А какими живыми существами были для него и само море, и корабли. Корабли виделись ему животными с добродушными мордами, то ли собаками, то ли медведями. Как добро и в то же время с юмором он всматривался в людей, его окружавших…
Новая манера письма, им освоенная, близкая к документальности, на основе дневников, принесла Конецкому немало неприятностей. Герои повестей были обобщенными характерами, но имели, конечно, прототипов, а прототипы, что-то угадывая, принимали все на свой счет. В результате претензий партбюро Конецкому пришлось даже уволиться из Балтийского морского пароходства. Но море оставалось с ним.
После инфаркта, перенесенного в 1984 году, он еще ходил несколько раз в море. Последний его рейс, в котором он был дублером капитана, состоялся в 1986 году на теплоходе «Кингисепп» по маршруту Мурманск — Тикси — Зеленый Мыс — Тикси — Певек.

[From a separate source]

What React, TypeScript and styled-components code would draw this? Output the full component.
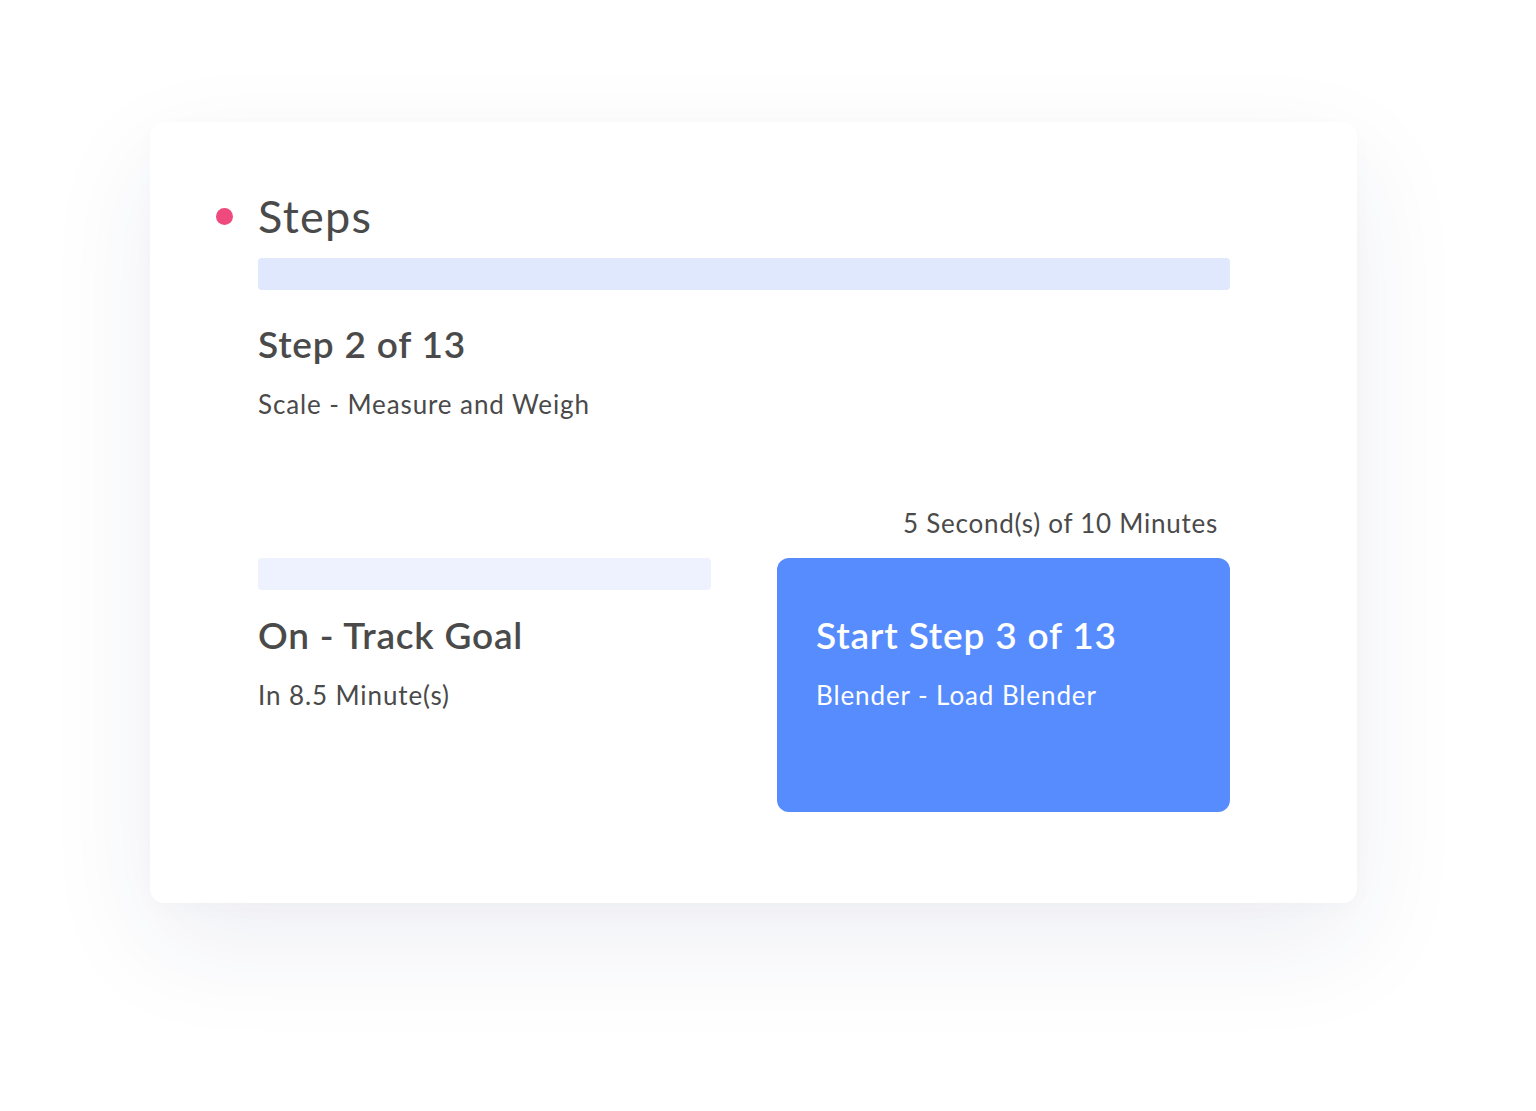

Умер Конецкий в марте 2002 года, его проводили ружейным солютом над могилой.
Он писал в конце жизни:
«Раз проникнувшись мелодией моря, ему уже нельзя изменять. <…>
Я глубоко убежден в том, что фасад России был, есть и будет обращен на Север, к Северному полюсу. Флот возродится, ибо Россия великая океанская держава. <…>
Это же парадокс — но у великого народа отсутствует чувство простора! Ощущение огромности мира и своего в нем достойного места. Отсюда, я уверен, тоже проистекают наши экономические беды. <…>
Нужно помнить — если море являлось и является для человечества средой, чуждой его естеству, то плаванье в толще океана можно и должно сравнивать только с космосом. И никогда ни при какой технике и науке сто процентов страховки здесь не было, нет и не будет, ибо само человеческое существо не совершенно. <…>
Любите море. Ведь оно живое. Иногда я даже разговаривал с ним. <…>
Бывало, стоишь на вахте с ноля часов ночи до четырех, глядишь на эту бездонность, и с души уходит вся муть…»
Чистая, незамутненная душа Виктора Конецкого осталась в его прозе.